Crime Blotter: No Kissing in Moscow

Russians may have to take a "don't kiss, don't tell" approach to smooching; a Los Angeles police officer who says he was assigned to track celebrity stalkers apparently became a little too starstruck; and a karaoke performer almost finds out what it's like to be John Wayne Bobbitt. Check out this week's edition of the Crime Blotter.

Death to Smoochy

M O S C O W — In Moscow, it could soon be a crime to kiss and tell.

City authorities reportedly are considering bans on public displays of affection as part of an effort to "improve morals" in the Russian capital. Government authorities are working on an order that would prohibit kissing in subways and other public places, the newspaper Stolichnaya Vechernyaya Gazeta reported on its Web site. The ban was being considered at the request of police and the city's education committee.

"Children do not need any sexual education classes in school … they get amoral lessons every day when they see what goes on around them," the newspaper quoted committee member Tatyana Maximova as saying. "People are making out even on the escalator in the metro. Something must be done about this."

Long, slow escalators leading down to Moscow's subway platforms are usually ideal places for couples to lock lips — they allow people to gaze directly into each other's eyes.

According to Stolichnaya Vechernyaya Gazeta, fines for violating the ban, if it is adopted, would range from 300 to 500 rubles (US $10 to US $17). And if the kissing couples are short on cash, police could hold them at the precinct until someone pays their fine

The ban would also target other potentially offensive public behavior, such as drinking alcohol, loud cursing, drunkenness and spitting.

City officials and police were not immediately available for comment, but prominent human rights activist Valeriya Novodvorskaya criticized the potential moratorium. She said a kissing ban would be "Orwellian" and vowed to violate it as often as possible if it is enacted.

The Stalking Police Officer

L O S A N G E L E S — A police officer allegedly assigned to an anti-celebrity stalker project has been booted from the force after using department computers to review confidential records on celebrities.

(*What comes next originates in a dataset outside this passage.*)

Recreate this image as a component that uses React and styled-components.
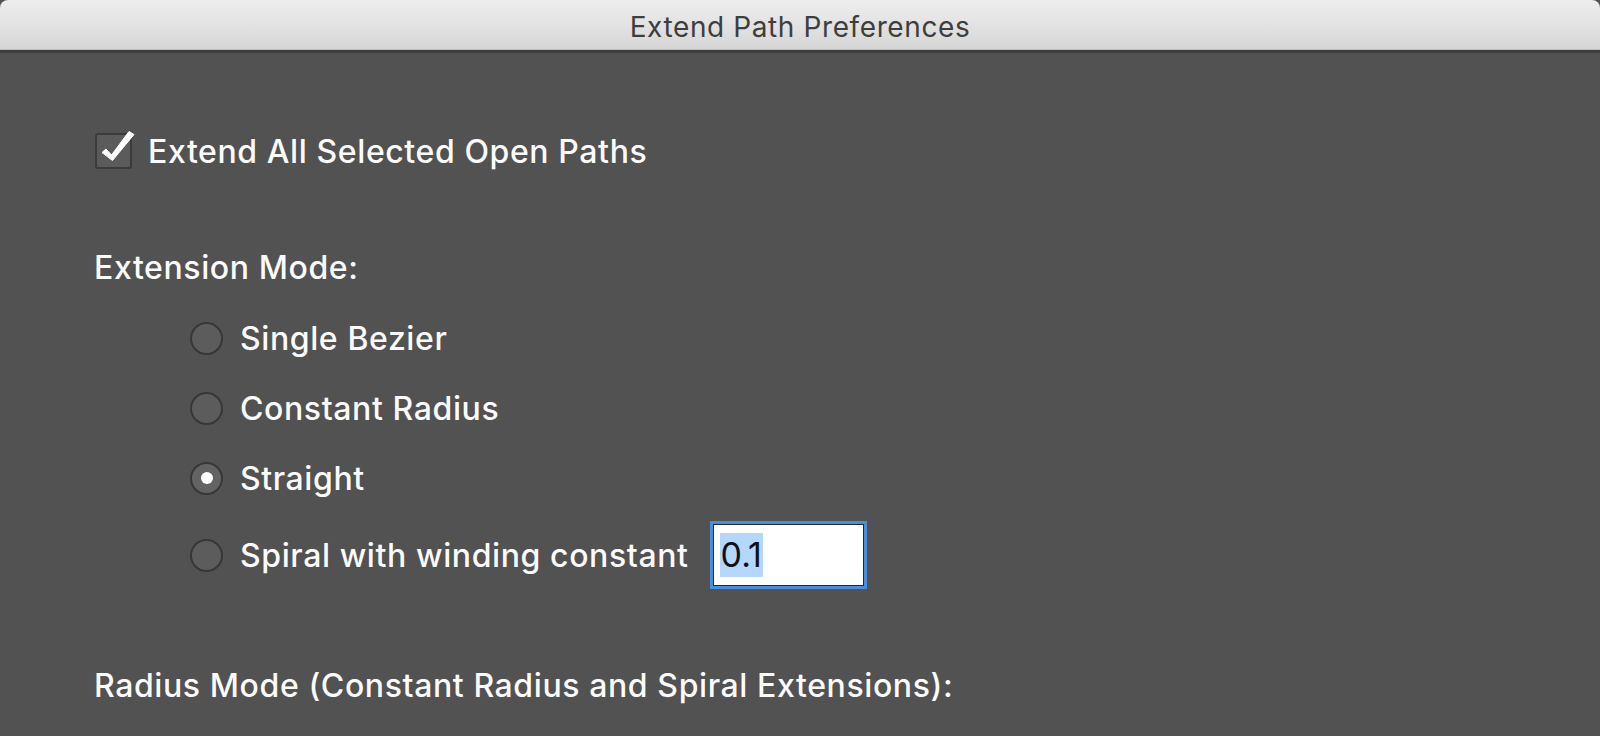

Officer Kelly Chrisman, 35, was fired Oct. 27 after being accused of reviewing the confidential files of Halle Berry, Jennifer Aniston and Dylan McDermott, among others. Chrisman said his superiors assigned him to look up the information as part of a project to map celebrity homes to help monitor potential stalkers.

One of Chrisman's attorneys, Gary Casselman, told The Associated Press he was fired because the department "didn't want the embarrassment of admitting this project existed."

Investigators say they do not know what Chrisman did with the information he accessed between 1994 and 2000. Authorities say the information he accessed included criminal histories, driving records, Social Security numbers, restraining orders and unlisted phone numbers.

A Brush With John Wayne Bobbitt

P H N O M P E N H, Cambodia — A popular karaoke performer could have hit a high note after his wife allegedly tried to cut off his penis while he slept. However, the wife failed to successfully imitate Lorena Bobbitt.

Kan Bun Hou, 26, was asleep when his wife, Ma Len, attacked him with a razor blade, said Touch Sarin, a Phnom Penh police chief. Police were looking for the woman, who fled after the attack.

"The injury is not severe. It could have been worse if she had used scissors," he told Reuters. "His wound is treatable. "

The attack apparently stemmed from Kan Bun Hou's popularity as a karaoke performer. The couple had fought the day before.

He was treated for his injuries while police searched for his Ma Len. Chief Sarin suggested Len was jealous because her husband partied frequently in the evenings.